As a secondary point, I'd note that the more-sophisticated ensemble modelling approach has been able to explain a significantly larger proportion of the variability in implicit Bookmaker probabilities than the model I created back in 2010. So at least I can claim not to have wasted the last 5 years in my AFL modelling career.

Finally, I think the modelling exercise and the analysis of model errors has hinted at some avenues for further improvement. It suggested, for example, that including the identity of the Away team, and including a variable to reflect the portion of the season in which the game was played, are both likely to result in an improved model.

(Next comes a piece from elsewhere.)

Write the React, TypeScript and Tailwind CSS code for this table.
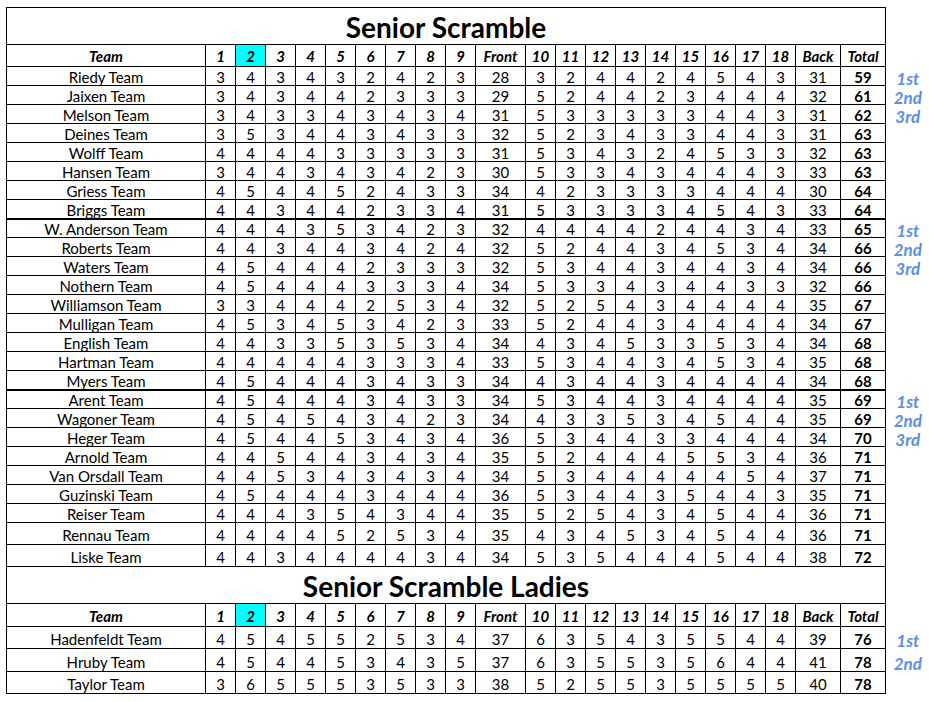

I have actually rebuilt the ensembles including these variables and can confirm that there is a small improvement - the R-squared on the holdout increases to 89.4%, the RMSE decreases by 0.45% and the MAPE by 1.01%. As well, the Brier and Log Probability Scores improve, and the Mean Absolute Errors are smaller for 9 of the 10 seasons, all of the season "slices", 8 of the 10 most-commonly used venues, 14 of the teams when they are the designated Home team, and 12 of the teams when they are the designated Away team. 

But I'm sure there's more improvement still to be had.

One thing that encourages me about refining this approach further is the historical in-market performance of the refined model (ie the one including season "slice" and Away team identity) even as it stands, when we use it to Kelly-stake in the Head-to-Head market

It's somewhat curious that the model performs better out-of-sample than in-sample, but I'd much rather that outcome than the opposite. The results also show the now-familiar pattern of superior returns to wagering on Home team versus Away teams (though additional analysis reveals that the gap can be reduced a little, and a profit made on the holdout sample, if Away teams with estimated probabilities under about 25% - which are those likely to be carrying excessive overround - are avoided).

Some work for the off-season, I think.